Timing is everything. While writing this week’s cover story about the three amazing tunneling jobs that will expand New York City’s subway system, ENR Senior Editor Aileen Cho took a few hours away from work to attend a gathering of tunneling intelligentsia.
She was a guest at The Moles annual awards dinner on Jan. 26, when almost 2,000 heavy-construction experts gathered to honor leading executives Robert E. Alger, CEO of Lane Construction, and Peter O. Shea, executive vice president at J.F. Shea Co. Inc.

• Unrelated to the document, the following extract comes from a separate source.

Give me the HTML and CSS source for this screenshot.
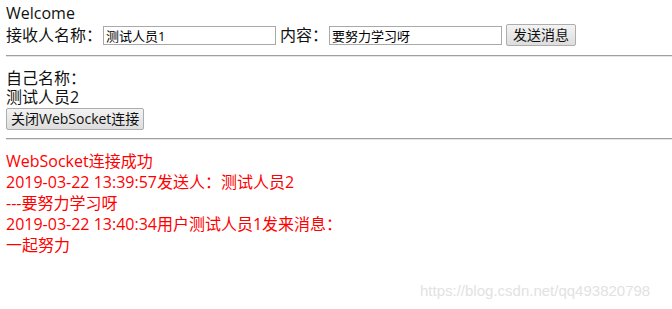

In the opening address, New York City Mayor Michael Bloomberg noted that, since its inception 75 years ago, members of The Moles have had a hand in every major infrastructure project in the city. “No other group can claim to have changed the landscape—or the underscape—as much as The Moles,” he said. “No group has labored harder for the people of this country and the people of New York.”

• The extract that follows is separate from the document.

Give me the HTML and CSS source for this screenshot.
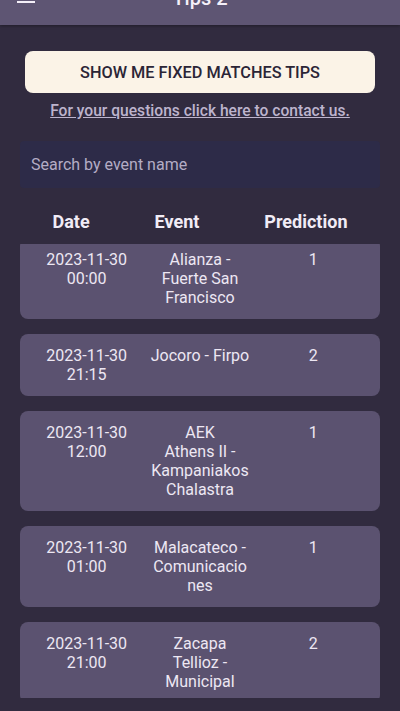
FILE: index.html
```html
<!DOCTYPE html>
<html lang="en">
<head>
    <meta charset="UTF-8">
    <meta name="viewport" content="width=device-width, initial-scale=1.0">
    <title>Tips 2</title>
    <link rel="stylesheet" href="styles.css">
</head>
<body>

<header class="app-bar">
    <div class="menu-icon">
        <span></span>
        <span></span>
        <span></span>
    </div>
    <div class="app-title">Tips 2</div>
    <div class="menu-spacer"></div>
</header>

<div class="container">
    <button class="fixed-btn">SHOW ME FIXED MATCHES TIPS</button>
    <a class="contact-link" href="#">For your questions click here to contact us.</a>

    <input type="text" class="search-input" placeholder="Search by event name">

    <div class="table-head">
        <span>Date</span>
        <span>Event</span>
        <span>Prediction</span>
    </div>

    <div class="tips-scroll">
        <div class="tips-list">
            <div class="tip-card">
                <div class="cell">2023-11-30 00:00</div>
                <div class="cell">Alianza - Fuerte San Francisco</div>
                <div class="cell">1</div>
            </div>
            <div class="tip-card">
                <div class="cell">2023-11-30 21:15</div>
                <div class="cell">Jocoro - Firpo</div>
                <div class="cell">2</div>
            </div>
            <div class="tip-card">
                <div class="cell">2023-11-30 12:00</div>
                <div class="cell">AEK<br>Athens II - Kampaniakos Chalastra</div>
                <div class="cell">1</div>
            </div>
            <div class="tip-card">
                <div class="cell">2023-11-30 01:00</div>
                <div class="cell">Malacateco - Comunicaciones</div>
                <div class="cell">1</div>
            </div>
            <div class="tip-card">
                <div class="cell">2023-11-30 21:00</div>
                <div class="cell">Zacapa Tellioz - Municipal</div>
                <div class="cell">2</div>
            </div>
        </div>
    </div>
</div>

</body>
</html>
```

FILE: styles.css
```css
body {
    font-family: Roboto, "Noto Sans", sans-serif;
    margin: 0;
    padding: 0;
    background-color: #312b3f;
    color: #ede7f3;
    height: 711px;
    overflow: hidden;
}
.app-bar {
    display: flex;
    align-items: flex-start;
    height: 25px;
    padding: 0 17px;
    background-color: #5e5573;
    box-shadow: 0 1px 3px rgba(0, 0, 0, 0.35);
    overflow: hidden;
    position: relative;
}
.menu-icon {
    width: 18px;
    height: 14px;
    margin-top: -11px;
    display: flex;
    flex-direction: column;
    justify-content: space-between;
}
.menu-icon span {
    display: block;
    height: 2px;
    background-color: #f4eff8;
}
.menu-spacer {
    width: 18px;
}
.app-title {
    flex: 1;
    text-align: center;
    font-size: 20px;
    font-weight: 500;
    line-height: 20px;
    margin-top: -12px;
    color: #f4eff8;
}
.container {
    padding: 0 20px;
}
.fixed-btn {
    display: block;
    width: 350px;
    height: 42px;
    margin: 26px auto 0;
    border: none;
    border-radius: 8px;
    background-color: #fbf3e7;
    color: #2b2536;
    font-family: inherit;
    font-size: 16.3px;
    font-weight: 500;
    cursor: pointer;
}
.contact-link {
    display: block;
    margin-top: 9px;
    text-align: center;
    font-size: 15.6px;
    font-weight: 500;
    line-height: 19px;
    color: #bdb4cd;
    text-decoration: underline;
}
.search-input {
    display: block;
    box-sizing: border-box;
    width: 100%;
    height: 47px;
    margin-top: 20px;
    padding: 0 11px;
    border: none;
    border-radius: 4px;
    background-color: #2d2b48;
    color: #ede7f3;
    font-family: inherit;
    font-size: 16px;
    outline: none;
}
.search-input::placeholder {
    color: #b4adc5;
}
.table-head {
    display: flex;
    justify-content: space-around;
    padding: 23px 0 12px;
    font-size: 18px;
    font-weight: 700;
    line-height: 21px;
    color: #f1ecf6;
}
.tips-scroll {
    height: 454px;
    overflow: hidden;
}
.tips-list {
    display: flex;
    flex-direction: column;
    gap: 15px;
    margin-top: -6px;
}
.tip-card {
    display: grid;
    grid-template-columns: 1fr 1fr 1fr;
    padding: 12px 10px;
    border-radius: 8px;
    background-color: #5b5270;
}
.cell {
    padding: 0 6px;
    text-align: center;
    font-size: 16px;
    line-height: 19px;
    overflow-wrap: anywhere;
    color: #ede7f3;
}
```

Bloomberg recounted his trip underground into the tunnels where he “had the honor of naming two drilling machines for my daughters, Emma and Georgina. I cannot tell you how touched the girls were when I told them that I saw these two gigantic, noisy, dirty contraptions and thought of them. Emma did have the courtesy to come down with me and look at her name on one of the machines. My other daughter said, ‘What, are you kidding me?’ ”
Speaking of the experience, Cho notes, “The challenge of trying to convey the enormity of not just one but three tunneling projects in just eight pages was daunting. But walking through shin-high mud more than 100 feet below Manhattan, seeing vast caverns that someday will be glossy transit stations and watching hardhats hard at work are the kinds of things I love to do.”
Luke Abaffy, multimedia editor and ENR’s newest recruit, joined Cho in the tunnels to make videos about the projects. “I tried to capture on camera what it’s like to be down there, but there’s no substitute for going yourself,” says Abaffy.